A.P.J. Abdul Kalam Centre, a state-sponsored organization in Assam state.
Dr Kalam Agricultural College, an agriculture college at Kishanganj of Bihar State.
Higher Education and Skill Education Guarantee Scheme (HESEGS), an educational institute or a government program in Delhi.

Colleges and universities

Dr. A.P.J. Abdul Kalam University, a private university in Indore, Madhya Pradesh.
APJ Abdul Kalam Technological University, a state university in Thiruvananthapuram, Kerala.
Dr. A.P.J. Abdul Kalam Technical University, a public collegiate university in Lucknow, Uttar Pradesh. 
Dr.
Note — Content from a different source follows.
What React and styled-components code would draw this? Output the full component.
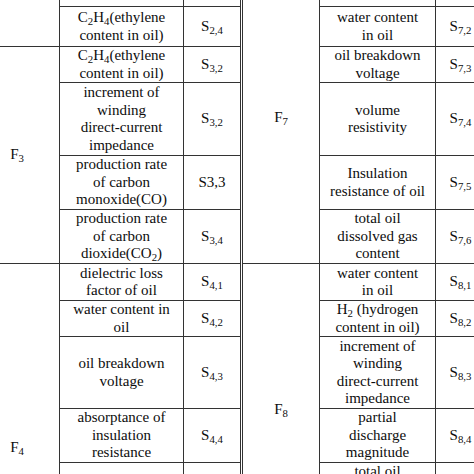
import React from 'react';
import styled, { createGlobalStyle } from 'styled-components';

const GlobalStyle = createGlobalStyle`
  html, body {
    margin: 0;
    padding: 0;
    background: #fff;
  }
  #root {
    width: 474px;
    height: 474px;
    overflow: hidden;
  }
`;

const Page = styled.div`
  width: 474px;
  height: 474px;
  overflow: hidden;
  background: #fff;
  font-family: "Liberation Serif", "Times New Roman", serif;
  font-size: 15px;
  line-height: 17.5px;
  color: #0d0d0d;
`;

// the screenshot is a crop of a bigger table, so it starts above and left of the view
const Table = styled.table`
  border-collapse: collapse;
  table-layout: fixed;
  width: 511px;
  margin-top: -100px;
  margin-left: -26px;

  sub {
    font-size: 0.72em;
    line-height: 0;
    vertical-align: -0.28em;
  }
`;

const Col = styled.col`
  width: ${(p) => p.$w}px;
`;

const Row = styled.tr`
  height: ${(p) => p.$h}px;
`;

const Cell = styled.td`
  border: 1px solid #333;
  padding: 0 4px;
  text-align: center;
  vertical-align: middle;
  white-space: nowrap;
  overflow: hidden;
`;

const LabelCell = styled(Cell)`
  border-left: ${(p) => (p.$inner ? '3px double #333' : '1px solid #333')};
`;

const TextCell = styled(Cell)`
  padding: 0 6px;
`;

const CodeCell = styled(Cell)`
  border-right: ${(p) => (p.$inner ? '3px double #333' : '1px solid #333')};
`;

const Label = ({ n }) => (
  <>
    F<sub>{n}</sub>
  </>
);

const Code = ({ c, plain }) => (plain ? <>S{c}</> : <>S<sub>{c}</sub></>);

const Lines = ({ lines }) =>
  lines.map((l, i) => (
    <React.Fragment key={i}>
      {i > 0 && <br />}
      {l}
    </React.Fragment>
  ));

const C2H4 = [<>C<sub>2</sub>H<sub>4</sub>(ethylene</>, 'content in oil)'];
const impedance = ['increment of', 'winding', 'direct-current', 'impedance'];
const gas = ['total oil', 'dissolved gas', 'content'];

const rows = [
  { h: 71, lf: { n: '2', span: 3 }, lt: ['H₂(hydrogen', 'content in oil)'], ls: '2,2', rf: { n: '6', span: 1 }, rt: gas, rs: '6,4' },
  { h: 35, lt: [<>C<sub>2</sub>H<sub>2</sub>(acetylene)</>], ls: '2,3', rf: { n: '7', span: 6 }, rt: ['oil acidity'], rs: '7,1' },
  { h: 40, lt: C2H4, ls: '2,4', rt: ['water content', 'in oil'], rs: '7,2' },
  { h: 36, lf: { n: '3', span: 4 }, lt: C2H4, ls: '3,2', rt: ['oil breakdown', 'voltage'], rs: '7,3' },
  { h: 73, lt: impedance, ls: '3,2', rt: ['volume', 'resistivity'], rs: '7,4' },
  { h: 54, lt: ['production rate', 'of carbon', 'monoxide(CO)'], ls: '3,3', plain: true, rt: ['Insulation', 'resistance of oil'], rs: '7,5' },
  { h: 54, lt: ['production rate', 'of carbon', <>dioxide(CO<sub>2</sub>)</>], ls: '3,4', rt: gas, rs: '7,6' },
  { h: 37, lf: { n: '4', span: 7 }, lt: ['dielectric loss', 'factor of oil'], ls: '4,1', rf: { n: '8', span: 6 }, rt: ['water content', 'in oil'], rs: '8,1' },
  { h: 36, lt: ['water content in', 'oil'], ls: '4,2', rt: [<>H<sub>2</sub> (hydrogen</>, 'content in oil)'], rs: '8,2' },
  { h: 72, lt: ['oil breakdown', 'voltage'], ls: '4,3', rt: impedance, rs: '8,3' },
  { h: 54, lt: ['absorptance of', 'insulation', 'resistance'], ls: '4,4', rt: ['partial', 'discharge', 'magnitude'], rs: '8,4' },
  { h: 54, lt: ['furfural content', 'in oil'], ls: '4,5', rt: gas, rs: '8,5' },
  { h: 39, lt: ['volume', 'resistivity'], ls: '4,6', rt: ['oil breakdown', 'voltage'], rs: '8,6' },
  { h: 76, lt: ['partial', 'discharge', 'magnitude'], ls: '4,7', rf: { n: '9', span: 1 }, rt: ['water content', 'in oil'], rs: '9,1' },
];

export default function App() {
  return (
    <Page>
      <GlobalStyle />
      <Table>
        <colgroup>
          <Col $w={85} />
          <Col $w={124} />
          <Col $w={58} />
          <Col $w={78} />
          <Col $w={116} />
          <Col $w={50} />
        </colgroup>
        <tbody>
          {rows.map((r, i) => (
            <Row key={i} $h={r.h}>
              {r.lf && (
                <LabelCell rowSpan={r.lf.span}>
                  <Label n={r.lf.n} />
                </LabelCell>
              )}
              <TextCell>
                <Lines lines={r.lt} />
              </TextCell>
              <CodeCell $inner>
                <Code c={r.ls} plain={r.plain} />
              </CodeCell>
              {r.rf && (
                <LabelCell $inner rowSpan={r.rf.span}>
                  <Label n={r.rf.n} />
                </LabelCell>
              )}
              <TextCell>
                <Lines lines={r.rt} />
              </TextCell>
              <CodeCell>
                <Code c={r.rs} />
              </CodeCell>
            </Row>
          ))}
        </tbody>
      </Table>
    </Page>
  );
}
A.P.J. Abdul Kalam Government College, government college in New Town, Kolkata.
Dr. A.P.J. Abdul Kalam Government Arts and Science College, a college in Rameswaram, Tamil Nadu.
Dr. A.P.J. Abdul Kalam Science City, a government research center in Bihar.
Dr. APJ Abdul Kalam UIT Jhabua, a public college in Madhya Pradesh.

Holidays 
World Students' Day, 79th birthday of Abdul Kalam, internationally recognized by the United Nations.

Political parties 
Abdul Kalam Vision India Party, a political party launched on 28 February 2016.

Awards
Dr. A. P. J. Abdul Kalam Award, an award instituted by the government of Tamil Nadu.

Proposed renamings
Space Science Museum located at Kakkanad.